- STATED EXERCISE -
Below, find each line holding "styled" and state how many there are, using the number alone.

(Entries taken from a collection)
---+---

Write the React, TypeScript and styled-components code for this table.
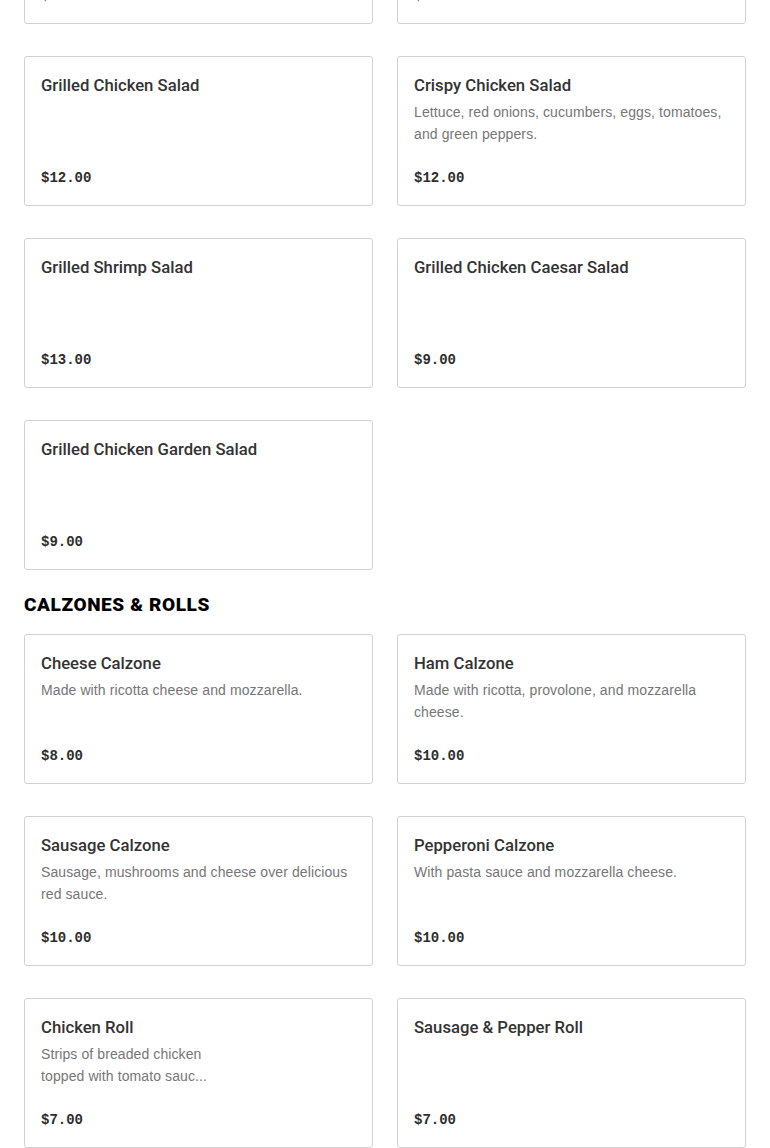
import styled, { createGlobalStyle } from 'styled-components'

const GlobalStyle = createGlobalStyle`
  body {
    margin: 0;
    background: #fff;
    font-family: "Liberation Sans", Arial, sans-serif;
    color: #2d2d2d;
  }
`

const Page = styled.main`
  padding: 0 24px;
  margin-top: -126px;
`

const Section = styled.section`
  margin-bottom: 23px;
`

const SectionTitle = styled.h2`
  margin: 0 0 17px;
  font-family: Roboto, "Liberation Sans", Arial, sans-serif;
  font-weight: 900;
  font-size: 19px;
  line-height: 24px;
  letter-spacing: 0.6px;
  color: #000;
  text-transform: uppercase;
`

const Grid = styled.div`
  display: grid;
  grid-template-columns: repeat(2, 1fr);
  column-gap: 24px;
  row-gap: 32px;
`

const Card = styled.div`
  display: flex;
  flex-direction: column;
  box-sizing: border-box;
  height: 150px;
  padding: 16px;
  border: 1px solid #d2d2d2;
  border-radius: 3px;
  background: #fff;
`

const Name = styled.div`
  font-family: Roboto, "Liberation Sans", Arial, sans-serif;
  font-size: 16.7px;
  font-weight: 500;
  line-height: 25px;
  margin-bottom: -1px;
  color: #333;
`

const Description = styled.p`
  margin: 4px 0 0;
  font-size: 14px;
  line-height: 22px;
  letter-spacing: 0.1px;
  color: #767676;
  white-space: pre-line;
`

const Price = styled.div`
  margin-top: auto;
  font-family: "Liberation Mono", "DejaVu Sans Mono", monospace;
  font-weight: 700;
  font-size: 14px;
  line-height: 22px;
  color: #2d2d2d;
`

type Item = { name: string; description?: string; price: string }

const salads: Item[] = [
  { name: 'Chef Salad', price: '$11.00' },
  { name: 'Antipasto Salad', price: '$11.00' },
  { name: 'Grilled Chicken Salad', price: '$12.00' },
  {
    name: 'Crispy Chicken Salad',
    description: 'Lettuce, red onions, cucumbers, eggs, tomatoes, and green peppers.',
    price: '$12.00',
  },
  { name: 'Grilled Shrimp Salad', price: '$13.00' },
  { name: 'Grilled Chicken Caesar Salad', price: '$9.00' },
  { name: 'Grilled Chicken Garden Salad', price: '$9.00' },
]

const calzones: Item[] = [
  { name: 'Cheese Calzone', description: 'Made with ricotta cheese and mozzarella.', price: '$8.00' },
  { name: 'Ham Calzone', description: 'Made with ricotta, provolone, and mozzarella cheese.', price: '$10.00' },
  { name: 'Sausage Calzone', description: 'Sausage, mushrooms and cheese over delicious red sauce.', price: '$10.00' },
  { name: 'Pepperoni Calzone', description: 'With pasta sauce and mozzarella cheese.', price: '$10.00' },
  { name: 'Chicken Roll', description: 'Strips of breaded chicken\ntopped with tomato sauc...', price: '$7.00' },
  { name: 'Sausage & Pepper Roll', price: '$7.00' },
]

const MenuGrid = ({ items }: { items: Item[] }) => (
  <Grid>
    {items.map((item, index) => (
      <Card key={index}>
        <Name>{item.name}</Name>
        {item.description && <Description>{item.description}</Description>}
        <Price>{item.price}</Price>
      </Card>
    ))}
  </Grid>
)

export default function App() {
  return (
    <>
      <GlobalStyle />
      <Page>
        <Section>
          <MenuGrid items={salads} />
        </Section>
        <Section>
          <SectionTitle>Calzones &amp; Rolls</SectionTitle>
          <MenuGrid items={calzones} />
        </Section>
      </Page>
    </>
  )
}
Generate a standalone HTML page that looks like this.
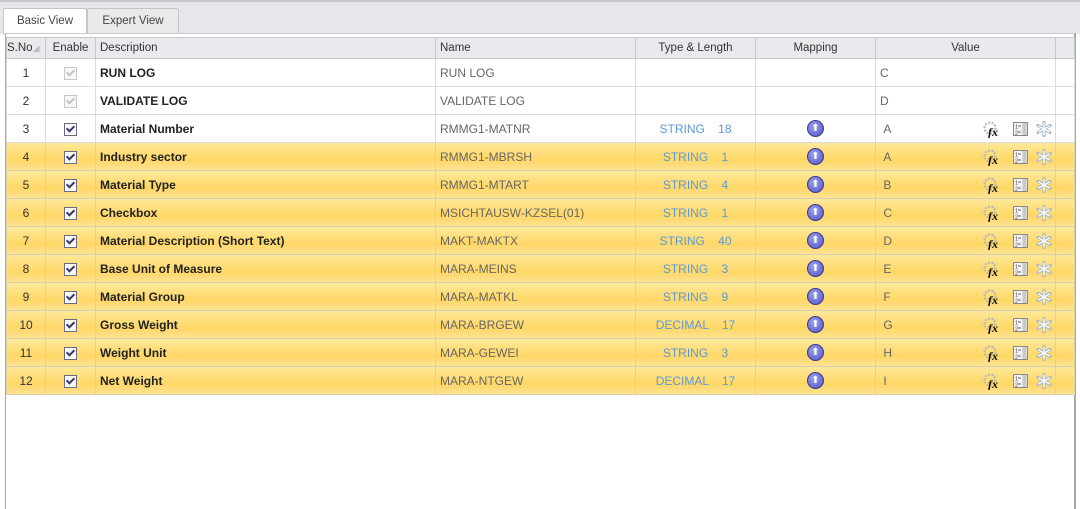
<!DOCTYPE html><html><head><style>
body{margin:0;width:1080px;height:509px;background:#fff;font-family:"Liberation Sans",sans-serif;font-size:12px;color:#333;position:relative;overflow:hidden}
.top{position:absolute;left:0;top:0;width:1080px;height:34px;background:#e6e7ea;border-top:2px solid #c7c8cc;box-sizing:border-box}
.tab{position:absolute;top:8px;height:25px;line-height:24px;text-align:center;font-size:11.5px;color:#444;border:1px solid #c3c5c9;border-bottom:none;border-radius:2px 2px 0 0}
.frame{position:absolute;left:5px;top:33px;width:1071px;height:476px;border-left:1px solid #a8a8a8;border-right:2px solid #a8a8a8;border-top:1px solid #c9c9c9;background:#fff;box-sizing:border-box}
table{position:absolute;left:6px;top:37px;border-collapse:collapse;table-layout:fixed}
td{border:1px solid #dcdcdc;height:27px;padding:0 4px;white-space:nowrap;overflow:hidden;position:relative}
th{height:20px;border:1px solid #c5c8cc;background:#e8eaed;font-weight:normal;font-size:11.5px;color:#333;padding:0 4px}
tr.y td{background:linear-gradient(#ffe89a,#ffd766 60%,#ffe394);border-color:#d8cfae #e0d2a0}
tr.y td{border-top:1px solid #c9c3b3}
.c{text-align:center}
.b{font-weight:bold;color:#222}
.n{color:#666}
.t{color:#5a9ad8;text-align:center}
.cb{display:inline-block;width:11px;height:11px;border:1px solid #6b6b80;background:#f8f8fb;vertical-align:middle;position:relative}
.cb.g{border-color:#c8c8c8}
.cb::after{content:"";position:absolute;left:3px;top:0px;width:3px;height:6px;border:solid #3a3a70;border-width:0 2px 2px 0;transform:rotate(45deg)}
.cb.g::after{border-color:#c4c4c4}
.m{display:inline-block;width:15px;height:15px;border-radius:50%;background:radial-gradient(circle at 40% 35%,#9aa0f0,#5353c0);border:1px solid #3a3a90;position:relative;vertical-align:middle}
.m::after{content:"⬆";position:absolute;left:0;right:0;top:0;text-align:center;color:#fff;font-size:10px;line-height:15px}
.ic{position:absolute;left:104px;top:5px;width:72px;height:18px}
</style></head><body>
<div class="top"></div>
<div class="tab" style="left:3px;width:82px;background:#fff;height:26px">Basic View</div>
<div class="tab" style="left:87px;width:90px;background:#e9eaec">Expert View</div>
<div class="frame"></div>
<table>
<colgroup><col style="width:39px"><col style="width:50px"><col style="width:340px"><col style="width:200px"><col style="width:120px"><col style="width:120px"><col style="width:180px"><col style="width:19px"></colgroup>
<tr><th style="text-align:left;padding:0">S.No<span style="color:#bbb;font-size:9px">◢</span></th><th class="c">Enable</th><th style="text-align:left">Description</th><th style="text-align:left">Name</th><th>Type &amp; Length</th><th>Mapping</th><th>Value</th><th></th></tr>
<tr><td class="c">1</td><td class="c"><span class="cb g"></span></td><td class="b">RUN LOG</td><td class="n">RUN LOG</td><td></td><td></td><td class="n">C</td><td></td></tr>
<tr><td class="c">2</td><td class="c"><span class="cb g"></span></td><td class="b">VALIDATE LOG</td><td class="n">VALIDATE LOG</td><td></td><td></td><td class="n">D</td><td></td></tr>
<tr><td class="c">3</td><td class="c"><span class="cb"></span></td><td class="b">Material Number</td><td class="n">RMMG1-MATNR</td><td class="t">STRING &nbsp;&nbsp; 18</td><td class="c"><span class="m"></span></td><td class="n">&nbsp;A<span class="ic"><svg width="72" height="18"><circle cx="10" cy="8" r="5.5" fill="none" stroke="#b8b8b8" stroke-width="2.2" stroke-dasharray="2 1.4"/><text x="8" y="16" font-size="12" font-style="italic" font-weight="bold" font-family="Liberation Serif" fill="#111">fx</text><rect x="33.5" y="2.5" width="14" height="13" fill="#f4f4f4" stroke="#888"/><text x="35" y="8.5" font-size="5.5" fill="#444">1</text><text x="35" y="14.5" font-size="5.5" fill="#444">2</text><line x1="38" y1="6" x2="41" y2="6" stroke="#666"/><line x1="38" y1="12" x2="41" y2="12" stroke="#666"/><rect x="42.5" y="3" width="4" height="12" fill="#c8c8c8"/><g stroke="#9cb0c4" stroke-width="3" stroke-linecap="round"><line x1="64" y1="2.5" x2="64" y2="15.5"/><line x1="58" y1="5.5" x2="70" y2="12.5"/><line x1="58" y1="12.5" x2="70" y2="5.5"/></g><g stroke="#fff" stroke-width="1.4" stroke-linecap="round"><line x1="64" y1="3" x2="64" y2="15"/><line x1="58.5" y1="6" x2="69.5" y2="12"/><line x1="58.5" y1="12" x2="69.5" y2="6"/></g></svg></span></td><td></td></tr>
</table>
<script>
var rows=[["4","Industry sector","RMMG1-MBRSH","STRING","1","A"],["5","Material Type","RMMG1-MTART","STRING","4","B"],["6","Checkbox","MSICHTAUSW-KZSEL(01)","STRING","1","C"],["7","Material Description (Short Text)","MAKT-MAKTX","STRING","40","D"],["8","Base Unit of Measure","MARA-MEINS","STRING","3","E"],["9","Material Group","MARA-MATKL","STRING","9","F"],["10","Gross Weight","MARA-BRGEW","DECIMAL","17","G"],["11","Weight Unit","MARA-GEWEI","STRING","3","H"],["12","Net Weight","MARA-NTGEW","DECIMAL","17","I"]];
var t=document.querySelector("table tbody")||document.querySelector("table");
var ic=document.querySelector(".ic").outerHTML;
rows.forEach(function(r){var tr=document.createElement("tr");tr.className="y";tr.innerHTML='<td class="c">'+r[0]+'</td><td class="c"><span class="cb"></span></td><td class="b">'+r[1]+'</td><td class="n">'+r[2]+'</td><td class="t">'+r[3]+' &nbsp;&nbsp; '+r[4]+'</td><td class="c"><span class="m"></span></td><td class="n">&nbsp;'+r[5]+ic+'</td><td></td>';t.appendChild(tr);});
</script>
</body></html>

---+---

- RIGHT ANSWER -
10